Желая быть искренним, я отвечал:
— Вы не виноваты в преступлении, которое вам приписывают, однако нельзя отрицать вашу нравственную ответственность.
Моя честность тронула его.
— Допустим. Я ведь каждый день желал смерти шаху. Но защищаться мне ни к чему, я уже приговорен.
Он вынул из шкатулки лист бумаги, испещренный аккуратным почерком.
— Сегодня утром я составил завещание.
Он протянул мне его, и я с волнением прочел:
«Я не страдаю оттого, что меня охраняют, как пленника, и не боюсь смерти. Единственное, что приводит меня в отчаяние, — то, что я так и не дождался всходов от тех семян, что бросил в почву. Тирания по-прежнему давит народы Востока, а мракобесие душит их свободный глас. Возможно, мне повезло бы больше, посади я свои семена в плодородную народную ниву вместо бесплодных угодий королевских дворов. Ты, народ Персии, на который я возложил свои самые большие надежды, не думай, что можешь обрести свободу, убрав одного человека. Тебе должно осмелиться стряхнуть с себя гнет вековых традиций».
— Оставьте себе копию, переведите его для Анри Рошфора на французский, «Энтрансижан» — единственный печатный орган, который еще верит в мою невиновность притом, что все прочие числят меня убийцей. Весь свет желает моей смерти. Что ж! Пусть радуются: у меня рак, рак челюсти!

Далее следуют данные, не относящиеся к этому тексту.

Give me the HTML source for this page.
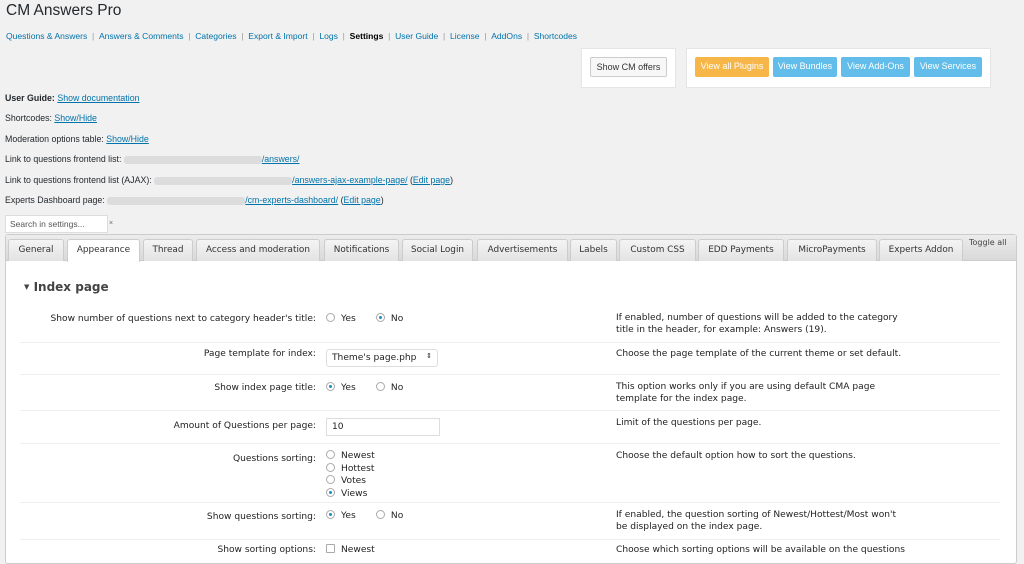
<!DOCTYPE html>
<html><head><meta charset="utf-8"><style>
*{box-sizing:border-box;margin:0;padding:0}
body{width:1024px;height:551px;overflow:hidden;background:#f1f1f1;font-family:"Liberation Sans",sans-serif;color:#23282d;position:relative}
.a{position:absolute;white-space:nowrap}
h1{position:absolute;left:6px;top:2px;font-size:15.5px;font-weight:normal;color:#23282d}
.nav{left:6px;top:31px;font-size:8.55px;color:#999}
.nav a{color:#0073aa;text-decoration:none}
.nav b{color:#000}
.box{position:absolute;background:#fff;border:1px solid #e5e5e5}
.btn{position:absolute;height:20px;border-radius:2px;font-size:9px;line-height:19px;text-align:center;color:#fff}
.info{left:5px;font-size:8.8px;color:#23282d}
.info a{color:#0073aa;text-decoration:underline}
.blur{display:inline-block;height:8px;background:#dcdcdc;vertical-align:middle;border-radius:3px}
.v{font-family:"DejaVu Sans",sans-serif}
.tab{position:absolute;top:239px;height:22px;border:1px solid #ccc;border-bottom:none;background:linear-gradient(#f4f4f4,#e3e3e3);font-size:8.9px;line-height:21px;text-align:center;color:#333;font-family:"DejaVu Sans",sans-serif;border-radius:3px 3px 0 0}
.lbl{font-size:9.1px;font-family:"DejaVu Sans",sans-serif;color:#222;text-align:right;right:708px}
.ctl{left:326px;font-size:9.1px;font-family:"DejaVu Sans",sans-serif;color:#222}
.desc{left:616px;font-size:9.1px;font-family:"DejaVu Sans",sans-serif;color:#222;line-height:12px}
.sep{position:absolute;left:20px;width:980px;height:1px;background:#eee}
.r{display:inline-block;width:9px;height:9px;border:1px solid #aaa;border-radius:50%;vertical-align:-1px;margin-right:6px;background:#fff;position:relative}
.r.on::after{content:"";position:absolute;left:2px;top:2px;width:3px;height:3px;border-radius:50%;background:#1e8cbe}
</style></head><body>
<h1>CM Answers Pro</h1>
<div class="a nav"><a>Questions &amp; Answers</a> &nbsp;| &nbsp;<a>Answers &amp; Comments</a> &nbsp;| &nbsp;<a>Categories</a> &nbsp;| &nbsp;<a>Export &amp; Import</a> &nbsp;| &nbsp;<a>Logs</a> &nbsp;| &nbsp;<b>Settings</b> &nbsp;| &nbsp;<a>User Guide</a> &nbsp;| &nbsp;<a>License</a> &nbsp;| &nbsp;<a>AddOns</a> &nbsp;| &nbsp;<a>Shortcodes</a></div>
<div class="box" style="left:581px;top:48px;width:95px;height:40px"></div>
<div class="btn" style="left:590px;top:57px;width:77px;background:#f7f7f7;border:1px solid #ccc;color:#333">Show CM offers</div>
<div class="box" style="left:686px;top:48px;width:305px;height:40px"></div>
<div class="btn" style="left:695px;top:57px;width:74px;background:#f6b648">View all Plugins</div>
<div class="btn" style="left:773px;top:57px;width:64px;background:#62bdea">View Bundles</div>
<div class="btn" style="left:841px;top:57px;width:69px;background:#62bdea">View Add-Ons</div>
<div class="btn" style="left:914px;top:57px;width:68px;background:#62bdea">View Services</div>
<div class="a info" style="top:93px"><b>User Guide:</b> <a>Show documentation</a></div>
<div class="a info" style="top:113px">Shortcodes: <a>Show/Hide</a></div>
<div class="a info" style="top:134px">Moderation options table: <a>Show/Hide</a></div>
<div class="a info" style="top:154px">Link to questions frontend list: <span class="blur" style="width:138px"></span><a>/answers/</a></div>
<div class="a info" style="top:175px">Link to questions frontend list (AJAX): <span class="blur" style="width:138px"></span><a>/answers-ajax-example-page/</a> (<a>Edit page</a>)</div>
<div class="a info" style="top:195px">Experts Dashboard page: <span class="blur" style="width:138px"></span><a>/cm-experts-dashboard/</a> (<a>Edit page</a>)</div>
<div class="a" style="left:5px;top:215px;width:103px;height:18px;background:#fff;border:1px solid #ddd;font-size:8.5px;color:#555;padding:3px 4px">Search in settings...</div>
<div class="a" style="left:109px;top:220px;font-size:7px;color:#666">×</div>
<div class="a" style="left:5px;top:234px;width:1012px;height:330px;background:#fff;border:1px solid #ccc;border-radius:3px"></div>
<div class="a" style="left:6px;top:235px;width:1010px;height:26px;background:linear-gradient(#ececec,#d9d9d9);border-bottom:1px solid #ccc"></div>
<div class="tab" style="left:8px;width:56px">General</div>
<div class="tab" style="left:67px;width:73px;background:#fff;height:23px">Appearance</div>
<div class="tab" style="left:143px;width:50px">Thread</div>
<div class="tab" style="left:196px;width:124px">Access and moderation</div>
<div class="tab" style="left:324px;width:75px">Notifications</div>
<div class="tab" style="left:402px;width:71px">Social Login</div>
<div class="tab" style="left:477px;width:91px">Advertisements</div>
<div class="tab" style="left:570px;width:47px">Labels</div>
<div class="tab" style="left:619px;width:77px">Custom CSS</div>
<div class="tab" style="left:698px;width:86px">EDD Payments</div>
<div class="tab" style="left:787px;width:90px">MicroPayments</div>
<div class="tab" style="left:879px;width:84px">Experts Addon</div>
<div class="a v" style="left:969px;top:238px;font-size:8px;color:#444">Toggle all</div>
<div class="a v" style="left:24px;top:280px;font-size:12px;font-weight:bold;color:#444"><span style="font-size:7px;vertical-align:2px">▼</span> Index page</div>

<div class="a lbl" style="top:314px">Show number of questions next to category header's title:</div>
<div class="a ctl" style="top:313px"><span class="r"></span>Yes &nbsp; &nbsp; &nbsp; <span class="r on"></span>No</div>
<div class="a desc" style="top:312px">If enabled, number of questions will be added to the category<br>title in the header, for example: Answers (19).</div>
<div class="sep" style="top:342px"></div>
<div class="a lbl" style="top:349px">Page template for index:</div>
<div class="a ctl" style="top:349px;width:112px;height:18px;border:1px solid #ddd;border-radius:3px;top:349px;padding:3px 5px">Theme's page.php<span style="position:absolute;right:5px;top:2px;font-size:7px">⇕</span></div>
<div class="a desc" style="top:348px">Choose the page template of the current theme or set default.</div>
<div class="sep" style="top:374px"></div>
<div class="a lbl" style="top:383px">Show index page title:</div>
<div class="a ctl" style="top:382px"><span class="r on"></span>Yes &nbsp; &nbsp; &nbsp; <span class="r"></span>No</div>
<div class="a desc" style="top:381px">This option works only if you are using default CMA page<br>template for the index page.</div>
<div class="sep" style="top:410px"></div>
<div class="a lbl" style="top:421px">Amount of Questions per page:</div>
<div class="a ctl" style="top:418px;width:114px;height:18px;border:1px solid #ddd;padding:3px 5px">10</div>
<div class="a desc" style="top:417px">Limit of the questions per page.</div>
<div class="sep" style="top:443px"></div>
<div class="a lbl" style="top:454px">Questions sorting:</div>
<div class="a ctl" style="top:450px;line-height:11.5px"><span class="r"></span>Newest<br><span class="r"></span>Hottest<br><span class="r"></span>Votes<br><span class="r on"></span>Views</div>
<div class="a desc" style="top:450px">Choose the default option how to sort the questions.</div>
<div class="sep" style="top:502px"></div>
<div class="a lbl" style="top:512px">Show questions sorting:</div>
<div class="a ctl" style="top:510px"><span class="r on"></span>Yes &nbsp; &nbsp; &nbsp; <span class="r"></span>No</div>
<div class="a desc" style="top:509px">If enabled, the question sorting of Newest/Hottest/Most won't<br>be displayed on the index page.</div>
<div class="sep" style="top:539px"></div>
<div class="a lbl" style="top:545px">Show sorting options:</div>
<div class="a ctl" style="top:544px"><span class="r" style="border-radius:1px"></span>Newest</div>
<div class="a desc" style="top:544px">Choose which sorting options will be available on the questions</div>
</body></html>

Всякий раз, снизойдя до жалости, он спохватывался и начинал наигранно смеяться и с ученым видом шутить. Так случилось и теперь.
— Рак, рак, рак, — повторил он словно заклинание. — Врачеватели прошлого приписывали все болезни расположению планет относительно друг друга. И только название одной болезни на всех языках сохранило название зодиака. Видно, внушаемый ею страх так велик, что люди не посмели даже переименовать болезнь.
Впав в унылую задумчивость, он вскоре заговорил легким, деланно-непринужденным тоном, оттого еще более пронзительным.